KENNETH L. WOOLDRIDGE et al., Defendants.

          MEMORANDUM AND ORDER

          CATHERINE D. PERRY, UNITED STATES DISTRICT JUDGE

         This case is the latest lawsuit involving Kenneth Wooldridge's time as a board member on the Macon Electric Cooperative (MEC). Wooldridge spent 35 years as an MEC board member before being ousted under extremely contentious circumstances after he started dating MEC employee Kathryn Smith. The relationship was disclosed to board members, but after Smith was denied a raise and began complaining of discrimination, various board members decided Wooldridge needed to go. Because of his relationship with Smith, Wooldridge was excused from certain closed meetings where the board members discussed Smith's allegations with MEC counsel Andrew Sporleder. Wooldridge surreptitiously recorded these meetings, listened to the recordings, and then provided them to Smith and her attorney, defendant George Smith, to assist them in Smith's prosecution of a discrimination claim against MEC.

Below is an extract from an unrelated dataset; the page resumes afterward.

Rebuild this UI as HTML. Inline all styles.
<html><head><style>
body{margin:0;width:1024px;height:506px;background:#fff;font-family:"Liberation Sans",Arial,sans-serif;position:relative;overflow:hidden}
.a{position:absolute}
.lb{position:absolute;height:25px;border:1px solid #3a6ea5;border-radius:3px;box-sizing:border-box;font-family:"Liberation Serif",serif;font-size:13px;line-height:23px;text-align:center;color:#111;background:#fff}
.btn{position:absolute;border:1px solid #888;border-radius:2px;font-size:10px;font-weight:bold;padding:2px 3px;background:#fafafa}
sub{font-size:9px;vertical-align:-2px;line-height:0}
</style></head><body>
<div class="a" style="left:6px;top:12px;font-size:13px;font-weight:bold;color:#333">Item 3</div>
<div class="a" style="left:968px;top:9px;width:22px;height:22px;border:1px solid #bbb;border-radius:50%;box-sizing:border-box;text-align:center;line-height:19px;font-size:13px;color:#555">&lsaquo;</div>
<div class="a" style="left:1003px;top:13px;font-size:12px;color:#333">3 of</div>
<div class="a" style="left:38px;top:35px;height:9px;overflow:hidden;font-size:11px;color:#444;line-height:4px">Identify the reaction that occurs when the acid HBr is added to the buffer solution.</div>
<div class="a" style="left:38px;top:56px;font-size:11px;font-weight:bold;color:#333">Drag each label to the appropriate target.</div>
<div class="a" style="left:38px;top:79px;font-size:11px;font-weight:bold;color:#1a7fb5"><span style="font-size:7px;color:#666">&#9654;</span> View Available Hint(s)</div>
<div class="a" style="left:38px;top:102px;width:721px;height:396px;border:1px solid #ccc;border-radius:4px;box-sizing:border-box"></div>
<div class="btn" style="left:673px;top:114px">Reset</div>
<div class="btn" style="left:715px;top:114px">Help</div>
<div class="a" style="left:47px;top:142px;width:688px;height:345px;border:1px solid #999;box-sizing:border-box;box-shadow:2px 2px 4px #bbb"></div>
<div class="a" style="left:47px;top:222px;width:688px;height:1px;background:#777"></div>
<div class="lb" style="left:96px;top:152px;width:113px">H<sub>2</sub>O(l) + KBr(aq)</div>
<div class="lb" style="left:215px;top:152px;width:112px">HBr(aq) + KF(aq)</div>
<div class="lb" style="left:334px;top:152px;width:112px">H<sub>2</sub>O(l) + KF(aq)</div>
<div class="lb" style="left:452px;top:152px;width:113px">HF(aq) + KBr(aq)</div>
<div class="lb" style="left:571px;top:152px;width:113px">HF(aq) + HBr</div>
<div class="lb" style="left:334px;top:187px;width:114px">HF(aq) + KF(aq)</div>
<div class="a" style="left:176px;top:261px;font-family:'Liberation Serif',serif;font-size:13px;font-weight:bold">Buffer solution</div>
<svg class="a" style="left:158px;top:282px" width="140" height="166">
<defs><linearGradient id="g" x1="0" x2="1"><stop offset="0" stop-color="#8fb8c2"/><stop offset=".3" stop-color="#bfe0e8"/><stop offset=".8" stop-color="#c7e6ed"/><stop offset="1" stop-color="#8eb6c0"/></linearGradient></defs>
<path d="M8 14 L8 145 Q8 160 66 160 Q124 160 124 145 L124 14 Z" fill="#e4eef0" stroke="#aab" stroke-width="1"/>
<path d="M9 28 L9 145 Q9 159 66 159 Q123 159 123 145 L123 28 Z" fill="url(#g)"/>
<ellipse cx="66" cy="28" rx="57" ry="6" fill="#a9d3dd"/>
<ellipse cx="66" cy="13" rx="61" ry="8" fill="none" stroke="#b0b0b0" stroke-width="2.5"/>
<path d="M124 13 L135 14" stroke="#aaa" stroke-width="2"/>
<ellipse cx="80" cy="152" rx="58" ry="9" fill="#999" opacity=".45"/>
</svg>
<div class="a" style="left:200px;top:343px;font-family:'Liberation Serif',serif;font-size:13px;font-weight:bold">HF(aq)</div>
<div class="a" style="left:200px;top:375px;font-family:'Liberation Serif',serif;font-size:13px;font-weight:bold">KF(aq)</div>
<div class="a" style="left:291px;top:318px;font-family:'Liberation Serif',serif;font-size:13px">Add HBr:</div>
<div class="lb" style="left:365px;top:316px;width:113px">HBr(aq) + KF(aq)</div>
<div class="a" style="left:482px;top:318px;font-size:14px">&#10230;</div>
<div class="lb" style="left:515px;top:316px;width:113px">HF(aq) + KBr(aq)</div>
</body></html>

         Smith filed her lawsuit in this Court, Smith v. Macon Electric Cooperative, et al., Case Number 2: 16 CV 57 ERW. During a December 8, 2016 scheduling conference in the Smith case, attorney Smith first disclosed the existence of the recordings. He did not, however, disclose who made the recordings. The 14 audio recordings were later produced to MEC by attorney Smith pursuant to court order on January 27, 2017. [Doc. # 76-1 in Case No. 2: 16 CV 57 ERW]. It was not revealed that Wooldridge made the tapes until he filed an affidavit in the Smith case on April 13, 2017. [Doc. # 69-3 in Case No. 2: 16 CV 57 ERW].[1]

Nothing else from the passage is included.